==== RAW DATA

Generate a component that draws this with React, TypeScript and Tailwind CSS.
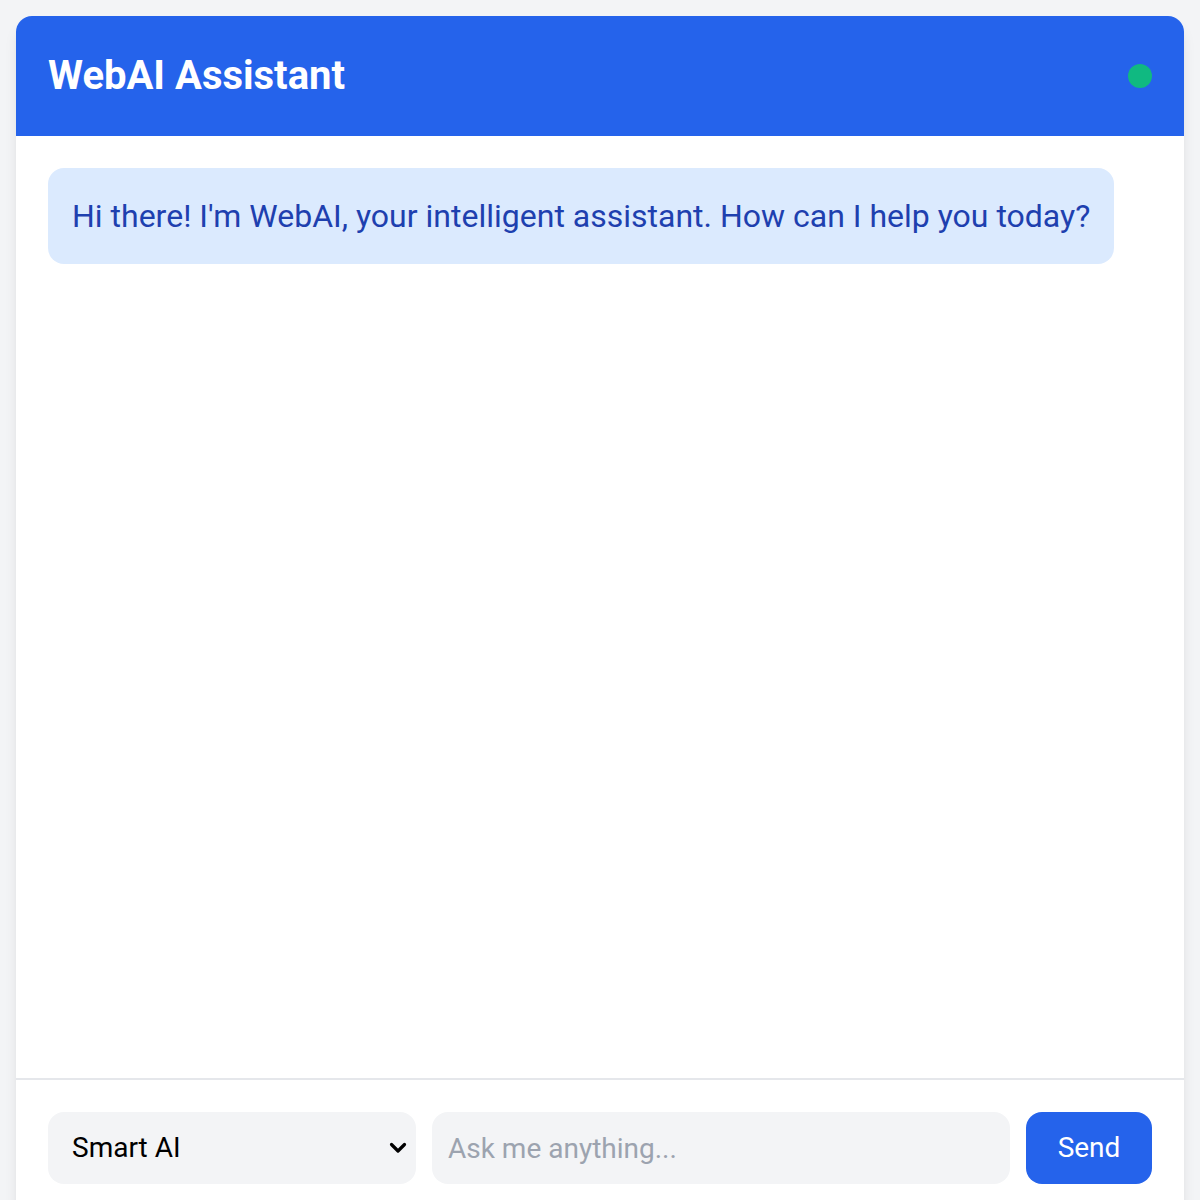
import { useState } from 'react';

export default function App() {
  const [model, setModel] = useState('smart');
  const [text, setText] = useState('');

  return (
    <div className="min-h-screen bg-[#f3f4f6] p-4" style={{ fontFamily: 'Roboto, "Noto Sans", sans-serif' }}>
      <div className="flex h-[1200px] flex-col overflow-hidden rounded-2xl bg-white shadow-lg">
        <header className="flex h-[120px] shrink-0 items-center justify-between bg-[#2563eb] px-8">
          <h1 className="text-[40px] font-bold text-white">WebAI Assistant</h1>
          <span className="h-6 w-6 rounded-full bg-[#10b981]" />
        </header>

        <div className="flex-1 p-8">
          <div className="inline-block rounded-2xl bg-[#dbeafe] px-6 py-6 text-[32px] leading-[48px] text-[#1e40af]">
            Hi there! I'm WebAI, your intelligent assistant. How can I help you today?
          </div>
        </div>

        <div className="flex shrink-0 gap-4 border-t-2 border-[#e5e7eb] p-8">
          <div className="relative w-[368px] shrink-0">
            <select
              value={model}
              onChange={(e) => setModel(e.target.value)}
              className="h-[72px] w-full appearance-none rounded-2xl bg-[#f3f4f6] px-6 text-[28px] text-black outline-none"
            >
              <option value="smart">Smart AI</option>
              <option value="fast">Fast AI</option>
            </select>
            <svg
              className="pointer-events-none absolute right-[8px] top-1/2 h-[20px] w-[20px] -translate-y-1/2"
              viewBox="0 0 20 20"
              fill="none"
              stroke="black"
              strokeWidth="3.2"
              strokeLinecap="round"
              strokeLinejoin="round"
            >
              <path d="M3.5 6.5 10 13l6.5-6.5" />
            </svg>
          </div>
          <input
            value={text}
            onChange={(e) => setText(e.target.value)}
            placeholder="Ask me anything..."
            className="h-[72px] min-w-0 flex-1 rounded-2xl bg-[#f3f4f6] px-4 text-[28px] text-black outline-none placeholder:text-[#9ca3af]"
          />
          <button className="h-[72px] w-[126px] shrink-0 rounded-2xl bg-[#2563eb] text-[28px] text-white">Send</button>
        </div>
      </div>
    </div>
  );
}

========

GOAL ::
Print the full listing exactly, dropping the pictures.

ANSWER FOR THE TASK ::
Generate a component that draws this with React, TypeScript and Tailwind CSS.
import { useState } from 'react';

export default function App() {
  const [model, setModel] = useState('smart');
  const [text, setText] = useState('');

  return (
    <div className="min-h-screen bg-[#f3f4f6] p-4" style={{ fontFamily: 'Roboto, "Noto Sans", sans-serif' }}>
      <div className="flex h-[1200px] flex-col overflow-hidden rounded-2xl bg-white shadow-lg">
        <header className="flex h-[120px] shrink-0 items-center justify-between bg-[#2563eb] px-8">
          <h1 className="text-[40px] font-bold text-white">WebAI Assistant</h1>
          <span className="h-6 w-6 rounded-full bg-[#10b981]" />
        </header>

        <div className="flex-1 p-8">
          <div className="inline-block rounded-2xl bg-[#dbeafe] px-6 py-6 text-[32px] leading-[48px] text-[#1e40af]">
            Hi there! I'm WebAI, your intelligent assistant. How can I help you today?
          </div>
        </div>

        <div className="flex shrink-0 gap-4 border-t-2 border-[#e5e7eb] p-8">
          <div className="relative w-[368px] shrink-0">
            <select
              value={model}
              onChange={(e) => setModel(e.target.value)}
              className="h-[72px] w-full appearance-none rounded-2xl bg-[#f3f4f6] px-6 text-[28px] text-black outline-none"
            >
              <option value="smart">Smart AI</option>
              <option value="fast">Fast AI</option>
            </select>
            <svg
              className="pointer-events-none absolute right-[8px] top-1/2 h-[20px] w-[20px] -translate-y-1/2"
              viewBox="0 0 20 20"
              fill="none"
              stroke="black"
              strokeWidth="3.2"
              strokeLinecap="round"
              strokeLinejoin="round"
            >
              <path d="M3.5 6.5 10 13l6.5-6.5" />
            </svg>
          </div>
          <input
            value={text}
            onChange={(e) => setText(e.target.value)}
            placeholder="Ask me anything..."
            className="h-[72px] min-w-0 flex-1 rounded-2xl bg-[#f3f4f6] px-4 text-[28px] text-black outline-none placeholder:text-[#9ca3af]"
          />
          <button className="h-[72px] w-[126px] shrink-0 rounded-2xl bg-[#2563eb] text-[28px] text-white">Send</button>
        </div>
      </div>
    </div>
  );
}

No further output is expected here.